Third International Workshop on
Algorithmic Bias in Search and Recommendation (Bias 2022)

to be held as part of the 44th European Conference on Information Retrieval (ECIR 2022)

April 10, 2022 9:30 17:00 CET - Stavanger, Norway (with support for remote attendance)

Advances in Bias and Fairness in Information Retrieval

Proceedings of the Third International Workshop, BIAS 2022, Revised Selected Papers

Click here to get free access rights to the proceedings on the Springer website

BIAS 2022 Proceedings

Workshop Scope

Creating search and recommendation algorithms that are efficient and effective has been the main objective for the industry and the academia for years. However, recent research has shown that these algorithms lead to models, trained on historical data, that might exacerbate existing biases and generate potentially negative outcomes. Defining, assessing and mitigating these biases throughout experimental pipelines is therefore a primary step for devising search and recommendation algorithms that can be responsibly deployed in real-world applications. In this workshop, we aim to collect novel contributions in this field and offer a common ground for interested researchers and practitioners.

Workshop Topics

The workshop welcomes contributions in all topics related to algorithmic bias and fairness in search and recommendation, focused (but not limited) to:

  • Data Set Collection and Preparation:
    • Studying the interplay between bias and imbalanced data or rare classes
    • Designing methods for dealing with imbalances and inequalities in data
    • Creating collection pipelines that lead to fair and less unbiased data sets
    • Collecting data sets useful for the analysis of biased and unfair situations
    • Designing collection protocols for data sets tailored to research on bias
  • Countermeasure Design and Development:
    • Formalizing and operationalizing bias and fairness concepts
    • Conducting exploratory analysis that uncover novel types of bias
    • Designing treatments that mitigate biases in pre-/in-/post-processing
    • Devising methods for explaining bias in search and recommendation
    • Studying causal and counterfactual reasoning for bias and fairness
  • Evaluation Protocol and Metric Formulation:
    • Performing auditing studies with respect to bias and fairness
    • Conducting quantitative experimental studies on bias and unfairness
    • Defining objective metrics that consider fairness and/or bias
    • Formulating bias-aware protocols to evaluate existing algorithms
    • Evaluating existing mitigation strategies in unexplored domains
    • Comparative studies of existing evaluation protocols and strategies
    • Analysing efficiency and scalability issues of debiasing methods
  • Case Study Exploration:
    • E-commerce platforms
    • Educational environments
    • Entertainment websites
    • Healthcare systems
    • Social media
    • News platforms
    • Digital libraries
    • Job portals
    • Dating platforms

Important Dates

  • Submissions: January 13, 2022 January 20, 2022
  • Notifications: February 13, 2022 February 20, 2022
  • Camera-Ready: March 3, 2022
  • Workshop: April 10, 2022 9:30 17:00 CET - Stavanger, Norway (with support for remote attendance)

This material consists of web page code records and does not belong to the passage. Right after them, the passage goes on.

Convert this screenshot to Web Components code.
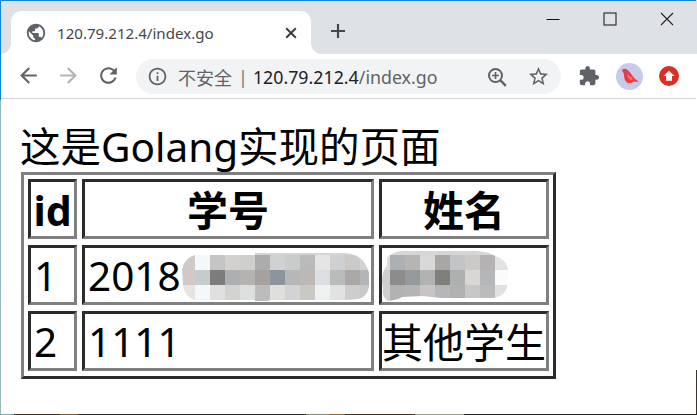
<!DOCTYPE html>
<html lang="zh"><head><meta charset="utf-8"><title>120.79.212.4/index.go</title>
<style>html,body{margin:0;padding:0;height:100%;overflow:hidden;background:#fff}</style></head>
<body>
<x-window>
  <x-tabstrip slot="strip"></x-tabstrip>
  <x-toolbar slot="bar"></x-toolbar>
  <x-page slot="page">
    <x-heading>这是Golang实现的页面</x-heading>
    <x-table>
      <x-cell head>id</x-cell><x-cell head>学号</x-cell><x-cell head>姓名</x-cell>
      <x-cell>1</x-cell>
      <x-cell>2018<x-mosaic x="95" y="5" w="190" h="49" t="17" ox="0" strip="2" stripc="#d3d4d4" d="M15 2L75 2L75 0L165 0Q185 2 189 20L189 34Q187 44 178 46L165 47L90 47L88 48L75 48L75 47L15 47Q5 45 3 32L2 17Q4 5 15 2Z" data-c="#cdcac8,#f4f8fa,#c5c5c5,#d2d1cf,#cfcfcd,#acacac,#d0d2d2,#c9cbcd,#bababa,#e5e5e5,#cfd0d2,#cbcac8,#d2d2d2;#d0c9c7,#c6ccce,#7c7c7c,#adafb1,#b5b3af,#a5a19e,#8d959c,#b6b8b8,#bcb9b4,#dbdfe2,#babcbb,#aaa8a6,#b3b5b8;#e6e4e2,#f4f8fb,#e0e0e0,#d3d3d1,#dcdfde,#bcbcbc,#dfdfdc,#d2d3d6,#c9c8c3,#eff0f2,#e1e3e2,#cdcdcb,#c6c8ca"></x-mosaic></x-cell>
      <x-cell><x-mosaic x="0" y="3" w="127" h="51" t="19" ox="-7" strip="4" stripc="#d6d6d6" d="M5 7Q10 1 20 0L95 0Q108 1 113 5Q124 8 126 18L126 33Q124 45 112 47L60 47L40 45L20 46Q15 49 6 50Q0 47 1 38L0 30Q0 20 5 14Z" data-c="#dcdcdc,#acb0b3,#b7b5b4,#d9d9d9,#a9a7a6,#c1c5c8,#cccac8,#b5b2b3,#e0e2e4;#cfcfcf,#8e8c8b,#959a9c,#b0b3b2,#807f7a,#aeb0b0,#d8d7d5,#b4b6b9,#fbfbfc;#cfcfcf,#b2b2b2,#b4b4b4,#c8c4c3,#b4b6ba,#b1b1b1,#c8c7c5,#bcbbbb,#dfe0e2"></x-mosaic></x-cell>
      <x-cell>2</x-cell><x-cell>1111</x-cell><x-cell big>其他学生</x-cell>
    </x-table>
  </x-page>
</x-window>
<script>
const FONT='"Noto Sans","Noto Sans CJK SC",sans-serif';
function def(name,html,init){customElements.define(name,class extends HTMLElement{
  constructor(){super();this.attachShadow({mode:'open'}).innerHTML=html}
  connectedCallback(){if(init)init(this)}
})}
const I=(s,d,c='#5f6368')=>`<svg width="${s}" height="${s}" viewBox="0 0 24 24" fill="${c}"><path d="${d}"/></svg>`;
const P={
 back:'M20 11H7.83l5.59-5.59L12 4l-8 8 8 8 1.41-1.41L7.83 13H20v-2z',
 fwd:'M12 4l-1.41 1.41L16.17 11H4v2h12.17l-5.58 5.59L12 20l8-8z',
 reload:'M17.65 6.35C16.2 4.9 14.21 4 12 4c-4.42 0-7.99 3.58-7.99 8s3.57 8 7.99 8c3.73 0 6.84-2.55 7.73-6h-2.08c-.82 2.33-3.04 4-5.65 4-3.31 0-6-2.69-6-6s2.69-6 6-6c1.66 0 3.14.69 4.22 1.78L13 11h7V4l-2.35 2.35z',
 globe:'M12 2C6.48 2 2 6.48 2 12s4.48 10 10 10 10-4.48 10-10S17.52 2 12 2zm-1 17.93c-3.95-.49-7-3.85-7-7.93 0-.62.08-1.21.21-1.79L9 15v1c0 1.1.9 2 2 2v1.93zm6.9-2.54c-.26-.81-1-1.39-1.9-1.39h-1v-3c0-.55-.45-1-1-1H8v-2h2c.55 0 1-.45 1-1V7h2c1.1 0 2-.9 2-2v-.41c2.93 1.19 5 4.06 5 7.41 0 2.08-.8 3.97-2.1 5.39z',
 info:'M11 7h2v2h-2zm0 4h2v6h-2zm1-9C6.48 2 2 6.48 2 12s4.48 10 10 10 10-4.48 10-10S17.52 2 12 2zm0 18c-4.41 0-8-3.59-8-8s3.59-8 8-8 8 3.59 8 8-3.59 8-8 8z',
 star:'M22 9.24l-7.19-.62L12 2 9.19 8.63 2 9.24l5.46 4.73L5.82 21 12 17.27 18.18 21l-1.63-7.03L22 9.24zM12 15.4l-3.76 2.27 1-4.28-3.32-2.88 4.38-.38L12 6.1l1.71 4.04 4.38.38-3.32 2.88 1 4.28L12 15.4z',
 puzzle:'M20.5 11H19V7c0-1.1-.9-2-2-2h-4V3.5C13 2.12 11.88 1 10.5 1S8 2.12 8 3.5V5H4c-1.1 0-1.99.9-1.99 2v3.8H3.5c1.49 0 2.7 1.21 2.7 2.7s-1.21 2.7-2.7 2.7H2V20c0 1.1.9 2 2 2h3.8v-1.5c0-1.49 1.21-2.7 2.7-2.7 1.49 0 2.7 1.21 2.7 2.7V22H17c1.1 0 2-.9 2-2v-4h1.5c1.38 0 2.5-1.12 2.5-2.5S21.88 11 20.5 11z'
};
def('x-window',`<style>
:host{display:block;height:415px;width:697px;box-sizing:border-box;padding:1px 1px 1px 1px;
 background:
  linear-gradient(90deg,#7fa5ab 0 14px,#3a3028 14px 60px,#7a5a30 60px 78px,#2f2a26 78px 306px,#8a8a78 306px 330px,#8a6a40 330px 345px,#3a3026 345px 415px,#9a9d90 415px 464px,#2c2622 464px) bottom/100% 1px no-repeat,
  linear-gradient(#0f86d8 0 100px,#8fbcc4 100px 300px,#9ab8bd 300px) left/1px 100% no-repeat,
  linear-gradient(#dee1e6 0 54px,#fff 54px 370px,#3a332c 370px) right/1px 100% no-repeat,
  linear-gradient(#0f86d8,#0f86d8) top/100% 1px no-repeat,#fff}
.in{display:flex;flex-direction:column;height:100%;background:#fff;font-family:${FONT}}
</style><div class="in"><slot name="strip"></slot><slot name="bar"></slot><slot name="page"></slot></div>`);
def('x-tabstrip',`<style>
:host{display:flex;height:53px;background:#dee1e6;padding:0 1px 0 10px;box-sizing:border-box;font-family:${FONT}}
.tab{position:relative;width:300px;height:43px;margin-top:10px;background:#fff;border-radius:10px 10px 0 0;display:flex;align-items:center;box-sizing:border-box;padding:0 11px 0 14px}
.tab:before,.tab:after{content:"";position:absolute;bottom:0;width:10px;height:10px}
.tab:before{left:-10px;background:radial-gradient(circle at 0 0,#dee1e6 9.5px,#fff 10px)}
.tab:after{right:-10px;background:radial-gradient(circle at 100% 0,#dee1e6 9.5px,#fff 10px)}
.t{font-size:15.1px;color:#45474b;margin-left:10px;flex:1;white-space:nowrap}
svg{display:block;flex:none}
.fav{width:22px;height:22px}
.x{margin-right:2px}
.plus{margin:20px 0 0 17px;width:20px;height:20px}
.sp{flex:1}
.ctl{width:57px;height:36px;display:flex;align-items:center;justify-content:center}
</style>
<div class="tab">
 <span class="fav">${I(22,P.globe)}</span>
 <span class="t">120.79.212.4/index.go</span>
 <svg class="x" width="14" height="14" viewBox="0 0 14 14"><path d="M2.2 2.2l9.6 9.6M11.8 2.2l-9.6 9.6" stroke="#3c4043" stroke-width="2" fill="none"/></svg>
</div>
<svg class="plus" viewBox="0 0 20 20"><path d="M10 3v14M3 10h14" stroke="#45484c" stroke-width="2.2"/></svg>
<span class="sp"></span>
<span class="ctl"><svg width="14" height="14" viewBox="0 0 14 14"><path d="M0.5 7.5h13" stroke="#111" stroke-width="1"/></svg></span>
<span class="ctl"><svg width="14" height="14" viewBox="0 0 14 14"><rect x="1" y="1" width="12" height="12" fill="none" stroke="#111"/></svg></span>
<span class="ctl"><svg width="14" height="14" viewBox="0 0 14 14"><path d="M1 1l12 12M13 1L1 13" stroke="#222" stroke-width="1.1" fill="none"/></svg></span>`);
def('x-toolbar',`<style>
:host{display:flex;height:45px;box-sizing:border-box;border-bottom:1px solid #d3d5d8;padding-left:7px;background:#fff;font-family:${FONT}}
.b{width:40px;height:43px;display:flex;align-items:center;justify-content:center;flex:none}
svg{display:block;flex:none}
.pill{flex:none;width:425px;height:35px;margin:5px 0 0 8px;border-radius:18px;background:#f1f3f4;display:flex;align-items:center;box-sizing:border-box;padding-left:11px;white-space:nowrap}
.warn{font-size:18px;color:#5f6368;margin-left:10px;font-family:"Noto Sans CJK SC",sans-serif}
.sep{font-size:18px;color:#777;margin:0 5px 0 6px;line-height:1}
.url{font-size:17.8px;color:#5f6368}
.url b{font-weight:400;color:#202124}
.g{flex:1}
.z{margin-right:19px}
.s{margin-right:11px}
.right{display:flex;margin-left:8px}
</style>
<span class="b">${I(25,P.back)}</span><span class="b">${I(25,P.fwd,'#b1b4b8')}</span><span class="b">${I(25,P.reload)}</span>
<div class="pill">
 ${I(21,P.info)}
 <span class="warn">不安全</span><span class="sep">|</span><span class="url"><b>120.79.212.4</b>/index.go</span>
 <span class="g"></span>
 <svg class="z" width="22" height="22" viewBox="0 0 22 22" fill="none" stroke="#5f6368" stroke-width="2"><circle cx="9.5" cy="9.5" r="6.5"/><path d="M14.2 14.2l5.6 5.6" stroke-width="2.4"/><path d="M9.5 6v7M6 9.5h7" stroke-width="1.7"/></svg>
 ${I(23,P.star).replace('<svg','<svg class="s"')}
</div>
<div class="right">
 <span class="b">${I(22,P.puzzle)}</span>
 <span class="b" style="height:44px"><svg width="27" height="27" viewBox="0 0 27 27"><circle cx="13.5" cy="13.5" r="13.500" fill="#c6cbe9"/><path d="M6 7Q8 5 11 6.500Q13 8 14.500 10L18 15L23 19L18 18.500Q15 21 12 20Q8 18 8 12Q8 10 6.500 8.500Z" fill="#ea3b42"/><path d="M11 11Q15 13 17 17Q12 17 11 11Z" fill="#f47a6f"/><path d="M12 20l.5 2M14.500 20l.5 2" stroke="#dfa0b0" stroke-width=".8"/></svg></span>
 <span class="b" style="height:44px"><svg width="20" height="20" viewBox="0 0 20 20"><circle cx="10" cy="10" r="10" fill="#dd2e25"/><path d="M10 4.700l5.500 5.300H13v4.800H7V10H4.500z" fill="#fff"/></svg></span>
</div>`);
def('x-page',`<style>:host{display:block;flex:1;background:#fff;padding:20px 20px 0;box-sizing:border-box;overflow:hidden;font-family:${FONT};color:#000}</style><slot></slot>`);
def('x-heading',`<style>:host{display:block;font-size:40.5px;line-height:56px;height:53px;margin-left:-1px;white-space:nowrap}</style><slot></slot>`);
def('x-table',`<style>:host{display:inline-grid;grid-template-columns:49px 292px 170px;grid-auto-rows:60px;column-gap:5px;row-gap:6px;padding:4px 4px 5px;border:3px solid;border-color:#808080 #2b2b2b #2b2b2b #808080;vertical-align:top;font-size:40.5px}</style><slot></slot>`);
def('x-cell',`<style>:host{display:flex;align-items:center;position:relative;box-sizing:border-box;border:3px solid;border-color:#2b2b2b #808080 #808080 #2b2b2b;padding:2px 3px 0;white-space:nowrap;line-height:54px}
:host([head]){font-weight:700;justify-content:center;font-size:41px}
:host([big]){font-size:41px;justify-content:center;padding:2px 0 0}</style><slot></slot>`);
def('x-mosaic',`<style>:host{position:absolute;display:block}svg{display:block}</style><svg></svg>`,el=>{
 const g=a=>+el.getAttribute(a);
 const x=g('x'),y=g('y'),w=g('w'),h=g('h'),t=g('t'),ox=g('ox'),st=g('strip');
 el.style.left=x+'px';el.style.top=y+'px';
 const rows=el.dataset.c.split(';').map(s=>s.split(','));
 const id='c'+x;
 const cw=15;
 let s=`<defs><clipPath id="${id}"><path d="${el.getAttribute('d')}"/></clipPath></defs><g clip-path="url(#${id})">`;
 s+=`<rect width="${w}" height="${st}" fill="${el.getAttribute('stripc')}"/>`;
 rows.forEach((row,j)=>row.forEach((c,i)=>{
  const top=j==0?st:t+(j-1)*cw, ht=j==0?t-st:(j==2?h-top:cw);
  const X=i*cw+ox;
  const wd=(i==row.length-1)?cw+20:cw;
  s+=`<rect x="${X}" y="${top}" width="${wd}" height="${ht}" fill="${c}"/>`;
 }));
 s+='</g>';
 const svg=el.shadowRoot.querySelector('svg');
 svg.setAttribute('width',w);svg.setAttribute('height',h);svg.innerHTML=s;
});
</script>
</body></html>
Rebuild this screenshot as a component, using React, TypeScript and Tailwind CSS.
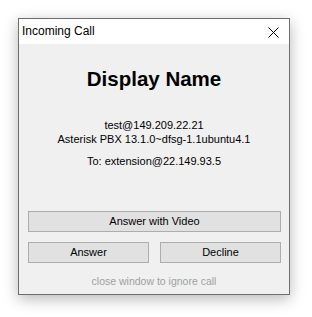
export default function App() {
  return (
    <div className="w-[312px] h-[317px] bg-white pt-[18px] pl-[18px] font-['Liberation_Sans',Arial,sans-serif]">
      <div className="w-[272px] h-[277px] border border-[#6e6e6e] bg-[#f0f0f0] shadow-[0_4px_14px_rgba(0,0,0,0.28)] flex flex-col">
        {/* title bar */}
        <div className="h-[25px] bg-white flex items-center justify-between pl-[3px] pr-[10px] shrink-0">
          <span className="text-[12px] leading-[25px] text-black">Incoming Call</span>
          <svg width="11" height="11" viewBox="0 0 11 11" className="mt-[1px]">
            <path d="M0.5 0.5 L10.5 10.5 M10.5 0.5 L0.5 10.5" stroke="#000" strokeWidth="1" fill="none" />
          </svg>
        </div>

        <div className="flex flex-col items-center text-black">
          <h1 className="mt-[23px] text-[20.5px] leading-[24px] font-bold">Display Name</h1>
          <div className="mt-[27px] text-[11px] leading-[14px] text-center">
            <div>test@149.209.22.21</div>
            <div>Asterisk PBX 13.1.0~dfsg-1.1ubuntu4.1</div>
            <div className="mt-[8px]">To: extension@22.149.93.5</div>
          </div>
        </div>

        <div className="mt-[43px] ml-[9px] w-[253px] flex flex-col gap-[10px]">
          <button className="h-[21px] w-full border border-[#adadad] bg-[#e1e1e1] text-[11px] text-black leading-none">
            Answer with Video
          </button>
          <div className="flex gap-[11px]">
            <button className="h-[21px] w-[121px] border border-[#adadad] bg-[#e1e1e1] text-[11px] text-black leading-none">
              Answer
            </button>
            <button className="h-[21px] w-[121px] border border-[#adadad] bg-[#e1e1e1] text-[11px] text-black leading-none">
              Decline
            </button>
          </div>
        </div>

        <p className="mt-[12px] text-center text-[10.5px] leading-[13px] text-[#a0a0a0]">close window to ignore call</p>
      </div>
    </div>
  )
}
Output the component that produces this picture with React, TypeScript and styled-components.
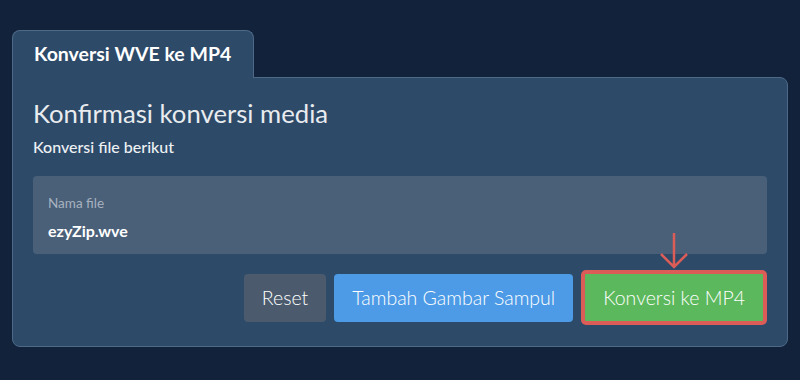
import styled, { createGlobalStyle } from 'styled-components'

const GlobalStyle = createGlobalStyle`
  body {
    margin: 0;
    background-color: #11223a;
    font-family: Lato, "Open Sans", sans-serif;
    color: #eef1f4;
  }
`

const Page = styled.div`
  padding: 30px 12px 0 12px;
`

const Tab = styled.div`
  display: inline-block;
  position: relative;
  z-index: 1;
  margin-bottom: -1px;
  padding: 13px 22px 15px 21px;
  background-color: #2d4a69;
  border: 1px solid #4d6988;
  border-bottom: none;
  border-radius: 8px 8px 0 0;
  font-size: 19.5px;
  font-weight: 700;
  color: #ffffff;
  line-height: 19px;
`

const Panel = styled.div`
  background-color: #2d4a69;
  border: 1px solid #4d6988;
  border-radius: 0 8px 8px 8px;
  padding: 18px 20px 21px 20px;
`

const Heading = styled.h2`
  margin: 0;
  font-size: 25.7px;
  font-weight: 400;
  line-height: 34px;
  color: #e9ecef;
`

const Subtitle = styled.p`
  margin: 7px 0 0 0;
  font-size: 16px;
  font-weight: 500;
  line-height: 20px;
  color: #eef1f4;
`

const FieldBox = styled.div`
  margin-top: 19px;
  height: 78px;
  box-sizing: border-box;
  padding: 19px 15px 0 15px;
  background-color: #4a6079;
  border-radius: 4px;
`

const FieldLabel = styled.div`
  font-size: 13.5px;
  line-height: 16px;
  color: #a7b2bf;
`

const FieldValue = styled.div`
  margin-top: 10px;
  font-size: 16px;
  font-weight: 700;
  line-height: 20px;
  color: #ffffff;
`

const Actions = styled.div`
  display: flex;
  justify-content: flex-end;
  align-items: center;
  gap: 8px;
  margin-top: 16px;
`

const variants = {
  gray: '#4b5b6d',
  blue: '#4d9be6',
  green: '#5cb85c',
}

const Button = styled.button<{ $variant: keyof typeof variants; $highlight?: boolean }>`
  position: relative;
  height: ${(p) => (p.$highlight ? '55px' : '48px')};
  padding: 0 18px;
  border: ${(p) => (p.$highlight ? '4px solid #dc5d58' : 'none')};
  border-radius: ${(p) => (p.$highlight ? '5px' : '4px')};
  background-color: ${(p) => variants[p.$variant]};
  font-family: Lato, "Open Sans", sans-serif;
  font-size: 19.5px;
  font-weight: 300;
  color: #ffffff;
  cursor: pointer;
`

const Arrow = styled.svg`
  position: absolute;
  left: 50%;
  top: -42px;
  margin-left: -15px;
`

export default function App() {
  return (
    <>
      <GlobalStyle />
      <Page>
        <Tab>Konversi WVE ke MP4</Tab>
        <Panel>
          <Heading>Konfirmasi konversi media</Heading>
          <Subtitle>Konversi file berikut</Subtitle>
          <FieldBox>
            <FieldLabel>Nama file</FieldLabel>
            <FieldValue>ezyZip.wve</FieldValue>
          </FieldBox>
          <Actions>
            <Button $variant="gray">Reset</Button>
            <Button $variant="blue">Tambah Gambar Sampul</Button>
            <Button $variant="green" $highlight>
              Konversi ke MP4
              <Arrow width="30" height="38" viewBox="0 0 30 38" fill="none">
                <path
                  d="M15 1 V35 M2 22 L15 35 L28 22"
                  stroke="#dc5d58"
                  strokeWidth="2.5"
                />
              </Arrow>
            </Button>
          </Actions>
        </Panel>
      </Page>
    </>
  )
}
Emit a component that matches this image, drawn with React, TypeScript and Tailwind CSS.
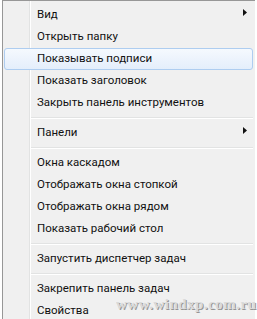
type Entry = { label: string; sub?: boolean; active?: boolean } | 'sep'

const entries: Entry[] = [
  { label: 'Вид', sub: true },
  { label: 'Открыть папку' },
  { label: 'Показывать подписи', active: true },
  { label: 'Показать заголовок' },
  { label: 'Закрыть панель инструментов' },
  'sep',
  { label: 'Панели', sub: true },
  'sep',
  { label: 'Окна каскадом' },
  { label: 'Отображать окна стопкой' },
  { label: 'Отображать окна рядом' },
  { label: 'Показать рабочий стол' },
  'sep',
  { label: 'Запустить диспетчер задач' },
  'sep',
  { label: 'Закрепить панель задач' },
  { label: 'Свойства' },
]

export default function App() {
  return (
    <div className="w-[257px] h-[319px] overflow-hidden bg-white pl-[2px] relative">
      {/* Menu */}
      <div
        className="w-[253px] h-[330px] border-l border-t border-[#979797] bg-[#f0f0f0] bg-[linear-gradient(to_right,#f0f0f0_26px,#e2e3e3_26px,#e2e3e3_27px,#ffffff_27px,#ffffff_28px,#f0f0f0_28px)] pt-[3px] pr-[1px] text-[11.5px] text-[#111] font-['Roboto',sans-serif]"
      >
        {entries.map((e, i) =>
          e === 'sep' ? (
            <div key={i} className="h-[8px] flex flex-col justify-center pl-[28px] pr-[1px]">
              <div className="h-[1px] bg-[#e2e3e3]" />
              <div className="h-[1px] bg-white" />
            </div>
          ) : (
            <div
              key={i}
              className={
                e.active
                  ? 'h-[22px] mx-[1px] flex items-center pl-[32px] pr-[5px] rounded-[3px] border border-[#aecdf0] bg-[linear-gradient(to_bottom,#f5f9fe,#e4eefb)]'
                  : 'h-[22px] mx-[1px] flex items-center pl-[32px] pr-[5px] border border-transparent'
              }
            >
              <span className="flex-1 leading-none">{e.label}</span>
              {e.sub && (
                <svg width="4" height="7" viewBox="0 0 4 7" className="mb-[5px]">
                  <path d="M0 0L4 3.5L0 7Z" fill="#111" />
                </svg>
              )}
            </div>
          )
        )}
      </div>

      {/* Watermark */}
      <div className="absolute left-[116px] top-[293px] text-[15px] font-bold tracking-[0.5px] text-[#d8d8d8] font-['Liberation_Serif',serif] [text-shadow:1px_1px_0_#8c8c8c] opacity-90 whitespace-nowrap">
        www.windxp.com.ru
      </div>
    </div>
  )
}
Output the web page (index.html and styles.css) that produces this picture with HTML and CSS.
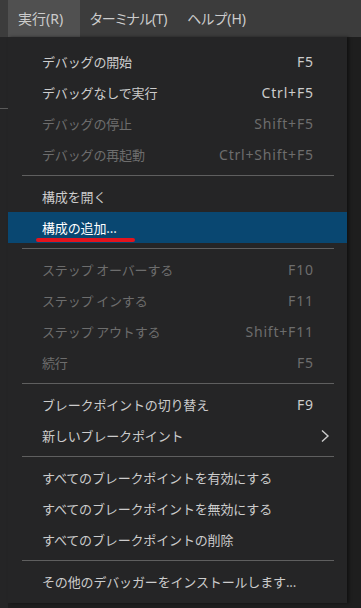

All deadlines are 11:59pm, AoE time (Anywhere on Earth).

Submission Details

We invite authors to submit unpublished original papers, written in English. Submitted papers should not have been previously published or accepted for publication in substantially similar form in any peer-reviewed venue, such as journals, conferences, or workshops.

The authors should consult ECIR paper guidelines and Fuhr’s guide to avoid common IR evaluation mistakes, for the preparation of their papers. The authors should consult the Springer’s authors’ guidelines and use their proceedings templates, either LaTeX or Word.

Papers should be submitted as PDF files to Easychair at https://easychair.org/conferences/?conf=bias2022.

We will consider three different submission types:

  • Full papers (12 pages) should be clearly placed with respect to the state of the art and state the contribution of the proposal in the domain of application, even if presenting preliminary results. In particular, research papers should describe the methodology in detail, experiments should be repeatable, and a comparison with the existing approaches in the literature should be made.
  • Reproducibility papers (12 pages) should repeat prior experiments using the original source code and datasets to show how, why, and when the methods work or not (replicability papers) or should repeat prior experiments, preferably using the original source code, in new contexts (e.g., different domains and datasets, different evaluation and metrics) to further generalize and validate or not previous work (reproducibility papers).
  • Short or position papers (6 pages) should introduce new point of views in the workshop topics or summarize the experience of a group in the field. Practice and experience reports should present in detail real-world scenarios in which search and recommender systems are exploited.

Submissions should not exceed the indicated number of pages, including any diagrams and references.

All submissions will go through a double-blind review process and be reviewed by at least three reviewers on the basis of relevance for the workshop, novelty/originality, significance, technical quality and correctness, quality and clarity of presentation, quality of references and reproducibility.

Submitted papers will be rejected without review in case they are not properly anonymized, do not comply with the template, or do not follow the above guidelines.

The accepted papers and the material generated during the meeting will be available on the workshop website. We plan to publish the workshop proceedings as a Springer's Communications in Computer and Information Science (CCIS) revised post-proceedings volume (approval pending), indexed on Google Scholar, DBLP and Scopus. The authors of selected papers may be invited to submit an extended version in a journal special issue.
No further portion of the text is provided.